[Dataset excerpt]
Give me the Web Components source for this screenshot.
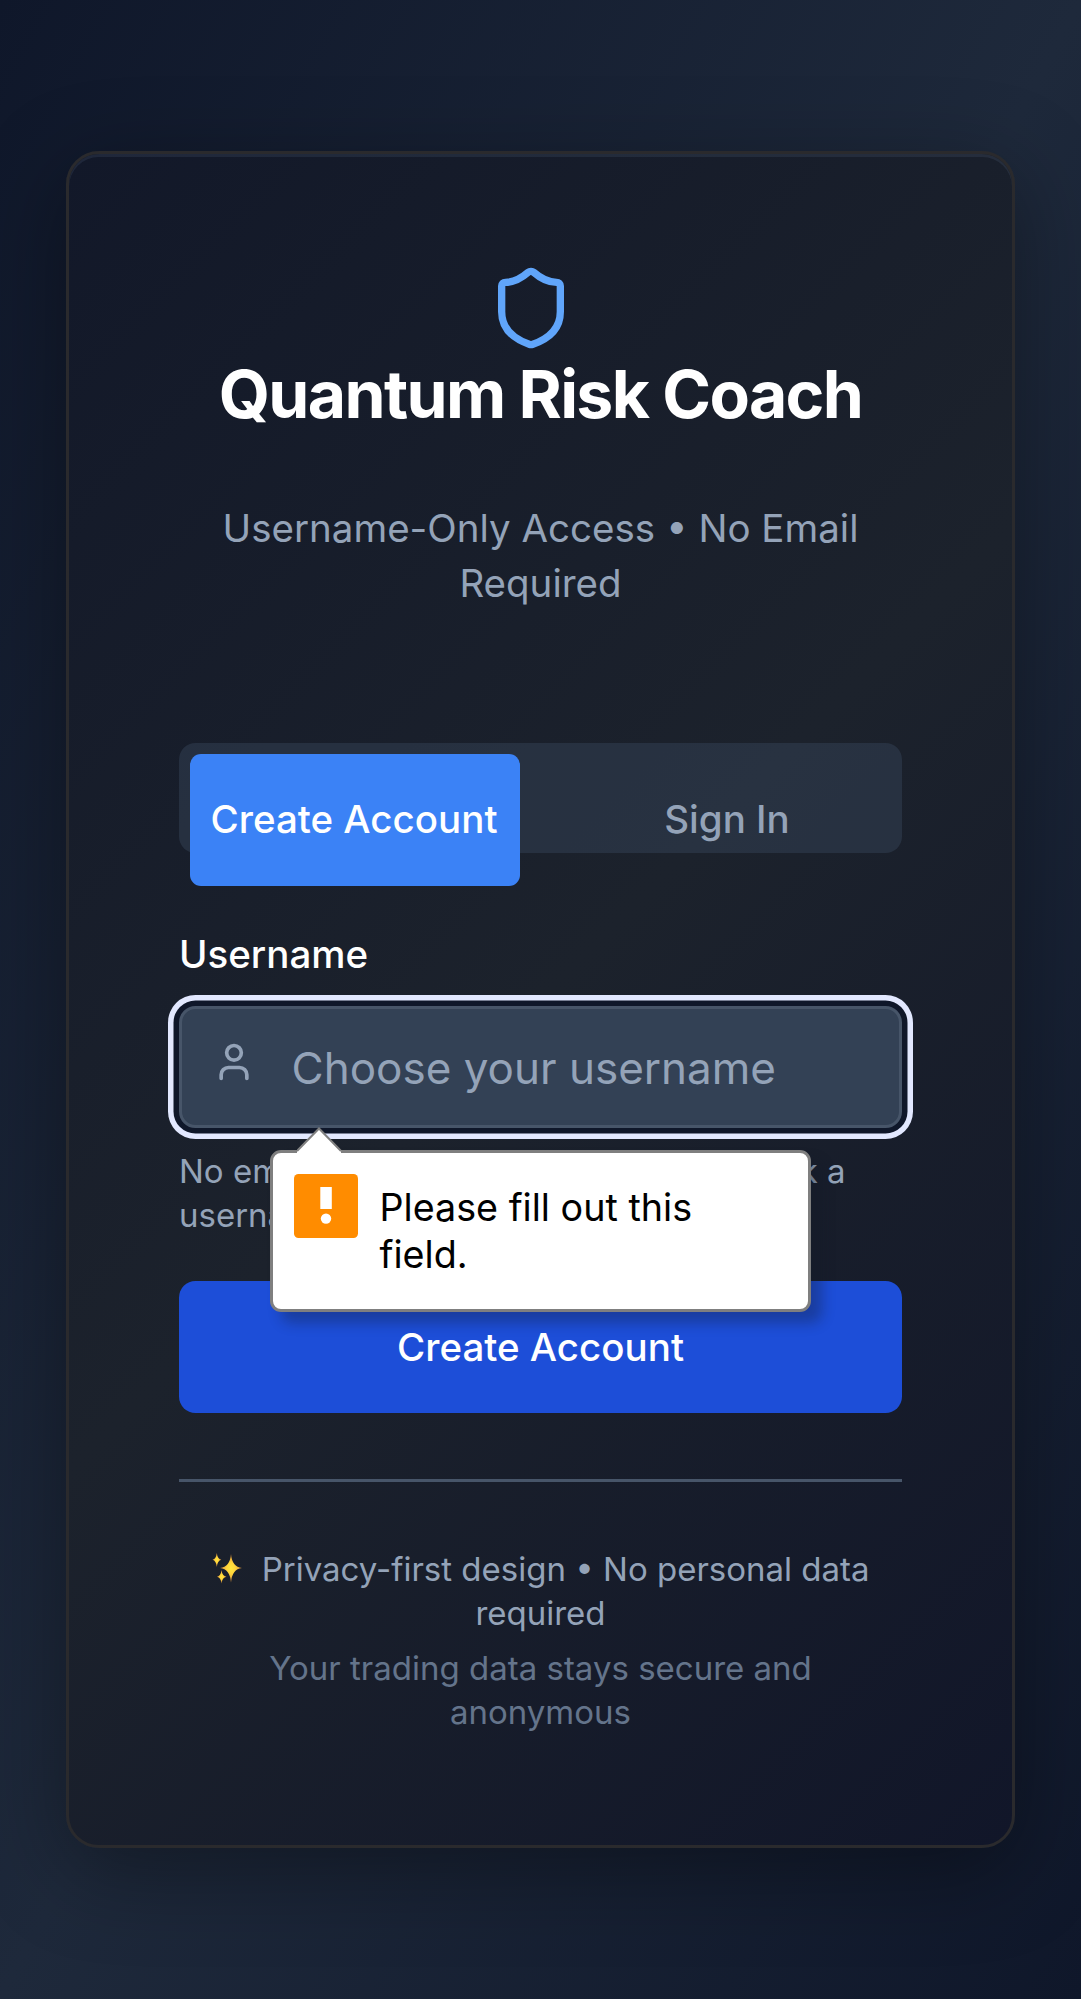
<!DOCTYPE html>
<html lang="en">
<head>
<meta charset="utf-8">
<title>Quantum Risk Coach</title>
<style>
  html, body { margin: 0; height: 100%; }
  body { font-family: Inter, sans-serif; background: #0f172a; overflow: hidden; }
</style>
</head>
<body>
<auth-page>
  <auth-card>
    <brand-header>
      <span slot="title">Quantum Risk Coach</span>
      <span slot="subtitle">Username-Only Access • No Email Required</span>
    </brand-header>
    <tab-list>
      <tab-item active>Create Account</tab-item>
      <tab-item>Sign In</tab-item>
    </tab-list>
    <username-field>
      <span slot="label">Username</span>
      <span slot="placeholder">Choose your username</span>
      <span slot="hint">No email or password required. Just pick a username</span>
      <validation-bubble slot="bubble">Please fill out this field.</validation-bubble>
    </username-field>
    <submit-button>Create Account</submit-button>
    <card-footer>
      <span slot="primary">Privacy-first design • No personal data required</span>
      <span slot="secondary">Your trading data stays secure and anonymous</span>
    </card-footer>
  </auth-card>
</auth-page>
<script>
const define = (name, html) => customElements.define(name, class extends HTMLElement {
  constructor() {
    super();
    const template = document.createElement('template');
    template.innerHTML = html;
    this.attachShadow({ mode: 'open' }).append(template.content.cloneNode(true));
  }
});

define('auth-page', `
  <style>
    :host { display: flex; box-sizing: border-box; width: 1081px; height: 1999px; padding: 0 66px;
      align-items: center; justify-content: center;
      background: linear-gradient(to bottom right, #0f172a, #1e293b 50%, #0f172a); }
    ::slotted(*) { flex: 1; }
  </style>
  <slot></slot>`);

define('auth-card', `
  <style>
    :host { display: flex; flex-direction: column; box-sizing: border-box; height: 1697px; padding: 110px;
      border: 3px solid #2a2a2d; border-radius: 33px;
      background: linear-gradient(135deg, #121829, #1c222c 50%, #111629);
      box-shadow: 0 22px 88px rgba(0,0,0,.36), inset 0 3px 0 rgba(148,180,220,.1); }
  </style>
  <slot></slot>`);

define('brand-header', `
  <style>
    :host { display: flex; flex-direction: column; align-items: center; text-align: center; }
    svg { display: block; margin-right: 20px; color: #60a5fa; }
    h1 { margin: -2px 0 0; font: 700 66px/88px Inter, sans-serif; letter-spacing: -.025em; color: #fff; white-space: nowrap; }
    p { margin: 63px 0 0; font-size: 38.5px; line-height: 55px; color: #94a3b8; }
  </style>
  <svg width="88" height="88" viewBox="0 0 24 24" fill="none" stroke="currentColor" stroke-width="2" stroke-linecap="round" stroke-linejoin="round"><path d="M20 13c0 5-3.5 7.5-7.66 8.95a1 1 0 0 1-.67-.01C7.5 20.5 4 18 4 13V6a1 1 0 0 1 1-1c2 0 4.5-1.2 6.24-2.72a1.17 1.17 0 0 1 1.52 0C14.51 3.81 17 5 19 5a1 1 0 0 1 1 1z"/></svg>
  <h1><slot name="title"></slot></h1>
  <p><slot name="subtitle"></slot></p>`);

define('tab-list', `
  <style>
    :host { display: flex; justify-content: space-between; align-items: flex-start; box-sizing: border-box;
      height: 110px; margin-top: 131.5px; padding: 11px; border-radius: 16.5px; background: rgba(51,65,85,.5); }
  </style>
  <slot></slot>`);

define('tab-item', `
  <style>
    :host { display: flex; align-items: center; justify-content: center; box-sizing: border-box; width: 328px; height: 132px;
      border-radius: 11px; font-size: 38.5px; font-weight: 500; line-height: 55px; color: #94a3b8; white-space: nowrap; }
    :host([active]) { width: 330px; padding-right: 2px; background: #3b82f6; color: #fff; }
  </style>
  <slot></slot>`);

define('username-field', `
  <style>
    :host { display: flex; flex-direction: column; position: relative; margin-top: 74.5px; }
    .label { font-size: 38.5px; font-weight: 500; line-height: 55px; color: #fff; }
    .input { display: flex; align-items: flex-start; box-sizing: border-box; height: 122px; margin-top: 24px;
      padding: 0 30px; border: 3px solid #475569; border-radius: 16.5px; background: #334155;
      box-shadow: 0 0 0 5.5px #0f172a, 0 0 0 11px #e2e8ff; }
    svg { margin: 30.500px 0 0 -.5px; color: #94a3b8; }
    .placeholder { margin: 29px 0 0 36px; font-size: 44px; line-height: 60px; color: #94a3b8; white-space: nowrap; }
    .hint { margin-top: 21px; font-size: 33px; line-height: 44px; color: #94a3b8; }
    ::slotted(validation-bubble) { position: absolute; left: 91px; top: 200px; }
  </style>
  <div class="label"><slot name="label"></slot></div>
  <div class="input">
    <svg width="44" height="44" viewBox="0 0 24 24" fill="none" stroke="currentColor" stroke-width="2" stroke-linecap="round" stroke-linejoin="round"><path d="M19 21v-2a4 4 0 0 0-4-4H9a4 4 0 0 0-4 4v2"/><circle cx="12" cy="7" r="4"/></svg>
    <div class="placeholder"><slot name="placeholder"></slot></div>
  </div>
  <div class="hint"><slot name="hint"></slot></div>
  <slot name="bubble"></slot>`);

define('validation-bubble', `
  <style>
    :host { display: flex; flex-direction: column; width: 541px; }
    .arrow { display: block; margin-left: 27px; z-index: 1; }
    .box { display: flex; align-items: flex-start; box-sizing: border-box; height: 162px; margin-top: -3px; padding: 21px 20px;
      border: 3px solid #7f7f7f; border-radius: 11px; background: #fff; box-shadow: 11px 11px 13px rgba(20,25,40,.32); }
    .mark { flex: none; margin-left: .5px; }
    p { margin: 10px 0 0 22px; width: 400px; font-size: 37.7px; line-height: 47px; color: #000; }
  </style>
  <svg class="arrow" width="45" height="26" viewBox="0 0 45 26"><path d="M0 26V23.500L22 1L44 23.500V26Z" fill="#fff"/><path d="M0 24L22 1.500L44 24" fill="none" stroke="#7f7f7f" stroke-width="2"/></svg>
  <div class="box">
    <svg class="mark" width="64" height="64" viewBox="0 0 64 64"><rect width="64" height="64" rx="4.500" fill="#ff8c00"/><rect x="26.300" y="13" width="11.500" height="22" fill="#fff"/><circle cx="32" cy="44.600" r="5.200" fill="#fff"/></svg>
    <p><slot></slot></p>
  </div>`);

define('submit-button', `
  <style>
    :host { display: flex; align-items: center; justify-content: center; height: 132px; margin-top: 44px;
      border-radius: 16.5px; background: #1d4ed8; color: #fff; font-size: 38.5px; font-weight: 500; line-height: 55px; }
  </style>
  <slot></slot>`);

define('card-footer', `
  <style>
    :host { display: flex; flex-direction: column; gap: 11px; margin-top: 66px; padding-top: 64.5px;
      border-top: 3px solid #475569; text-align: center; font-size: 33px; line-height: 44px; color: #94a3b8; }
    p { margin: 0; }
    .muted { color: #64748b; }
    svg { vertical-align: -3.5px; margin-right: 2px; overflow: visible; }
  </style>
  <p><svg width="39" height="32" viewBox="-1.500 0 39 32"><defs><radialGradient id="g"><stop offset="0" stop-color="#ffe83d"/><stop offset=".4" stop-color="#ffd43b"/><stop offset="1" stop-color="#d98a3c"/></radialGradient></defs><g fill="url(#g)"><path d="M18.500 2Q19.500 14.800 29.500 16Q19.500 17.200 18.500 30.500Q17.500 17.200 7.500 16Q17.500 14.800 18.500 2Z"/><path d="M4.300 1Q5 7 8.800 7.700Q5 8.400 4.300 15Q3.600 8.400 0 7.700Q3.600 7 4.300 1Z"/><path d="M9 18Q9.700 24 14 24.700Q9.700 25.400 9 31.500Q8.300 25.400 4.500 24.700Q8.300 24 9 18Z"/></g></svg> <slot name="primary"></slot></p>
  <p class="muted"><slot name="secondary"></slot></p>`);
</script>
</body>
</html>
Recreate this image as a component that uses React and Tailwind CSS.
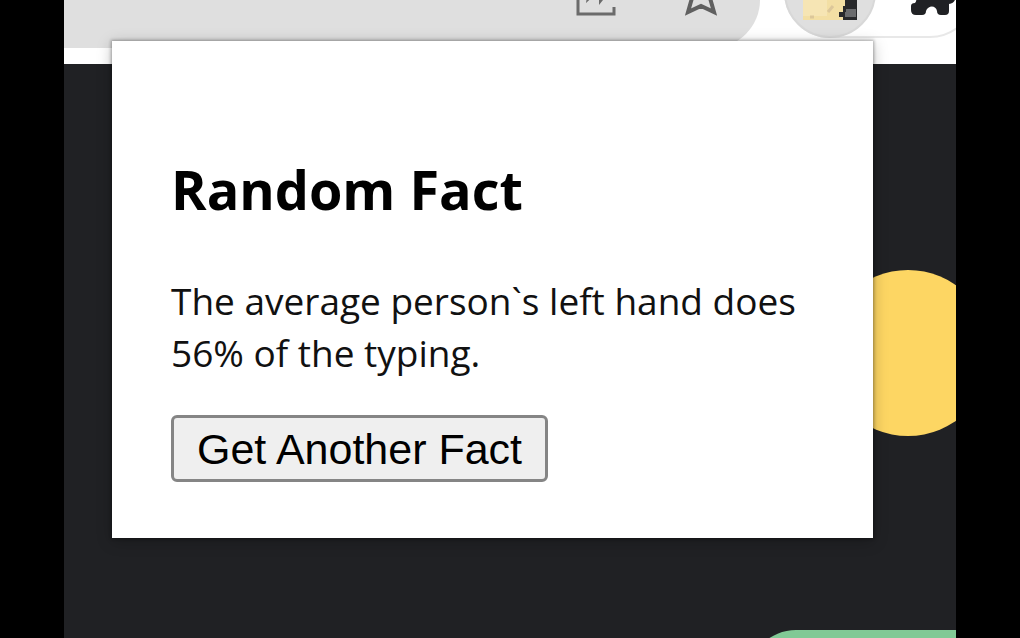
import { useState } from 'react'

const FACTS = ['The average person`s left hand does 56% of the typing.']

function ShareIcon() {
  return (
    <svg width="40" height="40" viewBox="0 0 40 40" fill="none" stroke="#6b6b6b" strokeWidth="3">
      <path d="M14 4H2v34h36v-7" />
      <path d="M10 27c1-9 6-15 14-16V4l11 10-12 15v-9c-5 0-9 3-13 7z" fill="#6b6b6b" stroke="none" />
    </svg>
  )
}

function StarIcon() {
  return (
    <svg width="42" height="40" viewBox="0 0 42 40" fill="none" stroke="#606060" strokeWidth="4">
      <path d="M21 2l5 11 12 1-8 8 4 14-13-6-13 6 4-14-8-8 12-1z" />
    </svg>
  )
}

function NoteIcon() {
  return (
    <svg width="54" height="54" viewBox="0 0 54 54">
      <path d="M0 0h54v54H0z" fill="#f3dfa4" />
      <path d="M0 0h24v50H0z" fill="#f6e5b4" />
      <path d="M25 46l5-6M7 51h4" stroke="#dcc79a" strokeWidth="3" />
      <path d="M42 34h12v20H40v-3h-4v-5h4v-6h2z" fill="#28292b" />
      <path d="M43 43h10v8H42v-5h1z" fill="#6a6b6d" />
    </svg>
  )
}

function PuzzleIcon() {
  return (
    <svg width="46" height="44" viewBox="0 0 46 44" fill="#202124">
      <path d="M4 10h10a6 6 0 0 1 13 0h8q4 0 4 4v4c9 0 9 13 0 14v7q0 4-4 4h-4q-4 0-4-4c-1-6-9-6-11 0q0 4-4 4H6q-5 0-5-5v-4q0-3 4-3 2-2 1-5-1-3-5-3V14q0-4 3-4z" />
    </svg>
  )
}

export default function App() {
  const [index, setIndex] = useState(0)

  const nextFact = () => setIndex((index + 1) % FACTS.length)

  return (
    <div className="min-h-screen bg-black px-16 flex">
      <div className="relative flex-1 overflow-hidden bg-[#202124]">
        {/* Browser toolbar */}
        <div className="h-16 pb-4 flex items-end overflow-hidden bg-white">
          <div className="flex-1 h-24 rounded-r-full bg-[#dfdfdf] flex items-end justify-end gap-16 pr-[38px] pb-8">
            <button aria-label="Share"><ShareIcon /></button>
            <button aria-label="Bookmark"><StarIcon /></button>
          </div>
          <div className="h-[92px] w-48 shrink-0 ml-6 -mr-5 mb-[10px] rounded-full border-2 border-[#e8e8e8] flex items-end">
            <button aria-label="Random Fact" className="-m-[2px] size-[92px] shrink-0 rounded-full bg-[#dfdfdf] border-2 border-[#d8d8d8] flex items-end justify-center pb-4">
              <NoteIcon />
            </button>
            <button aria-label="Extensions" className="ml-9 mb-5 shrink-0"><PuzzleIcon /></button>
          </div>
        </div>

        {/* Page shapes behind the popup */}
        <div className="absolute top-[270px] -right-[35px] size-[166px] rounded-full bg-[#fdd663]" />
        <div className="absolute top-[630px] -right-16 w-[272px] h-24 rounded-[48px] bg-[#81c995]" />

        <main className="absolute top-[41px] left-12 right-[83px] bg-white px-[59px] pt-[110px] pb-14 shadow-[0_0_3px_1px_rgba(0,0,0,0.3),0_3px_14px_rgba(0,0,0,0.25)]">
          <h1 className="font-['Open_Sans'] font-bold text-[54px] leading-[76px] text-black">Random Fact</h1>
          <p className="mt-12 font-['Open_Sans'] text-[37px] leading-[52px] text-[#111111]">{FACTS[index]}</p>
          <button
            onClick={nextFact}
            className="mt-9 px-[23px] h-[67px] rounded-md border-[3px] border-[#858585] bg-[#efefef] font-['Liberation_Sans'] text-[43px] leading-[60px] text-black"
          >
            Get Another Fact
          </button>
        </main>
      </div>
    </div>
  )
}
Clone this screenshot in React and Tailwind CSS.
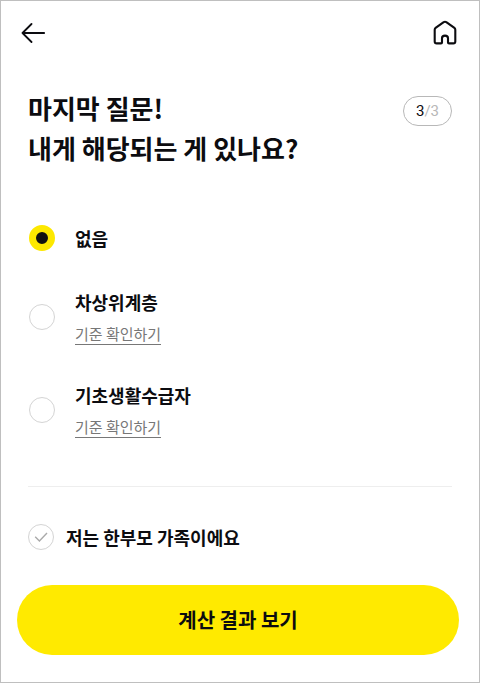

#### [What you should do]
From the material above, reproduce only what runs from the line holding "Recreate this image" down to the line holding "const nextFact = ()", both included, pictures excluded.

#### [Correct output]
Recreate this image as a component that uses React and Tailwind CSS.
import { useState } from 'react'

const FACTS = ['The average person`s left hand does 56% of the typing.']

function ShareIcon() {
  return (
    <svg width="40" height="40" viewBox="0 0 40 40" fill="none" stroke="#6b6b6b" strokeWidth="3">
      <path d="M14 4H2v34h36v-7" />
      <path d="M10 27c1-9 6-15 14-16V4l11 10-12 15v-9c-5 0-9 3-13 7z" fill="#6b6b6b" stroke="none" />
    </svg>
  )
}

function StarIcon() {
  return (
    <svg width="42" height="40" viewBox="0 0 42 40" fill="none" stroke="#606060" strokeWidth="4">
      <path d="M21 2l5 11 12 1-8 8 4 14-13-6-13 6 4-14-8-8 12-1z" />
    </svg>
  )
}

function NoteIcon() {
  return (
    <svg width="54" height="54" viewBox="0 0 54 54">
      <path d="M0 0h54v54H0z" fill="#f3dfa4" />
      <path d="M0 0h24v50H0z" fill="#f6e5b4" />
      <path d="M25 46l5-6M7 51h4" stroke="#dcc79a" strokeWidth="3" />
      <path d="M42 34h12v20H40v-3h-4v-5h4v-6h2z" fill="#28292b" />
      <path d="M43 43h10v8H42v-5h1z" fill="#6a6b6d" />
    </svg>
  )
}

function PuzzleIcon() {
  return (
    <svg width="46" height="44" viewBox="0 0 46 44" fill="#202124">
      <path d="M4 10h10a6 6 0 0 1 13 0h8q4 0 4 4v4c9 0 9 13 0 14v7q0 4-4 4h-4q-4 0-4-4c-1-6-9-6-11 0q0 4-4 4H6q-5 0-5-5v-4q0-3 4-3 2-2 1-5-1-3-5-3V14q0-4 3-4z" />
    </svg>
  )
}

export default function App() {
  const [index, setIndex] = useState(0)

  const nextFact = () => setIndex((index + 1) % FACTS.length)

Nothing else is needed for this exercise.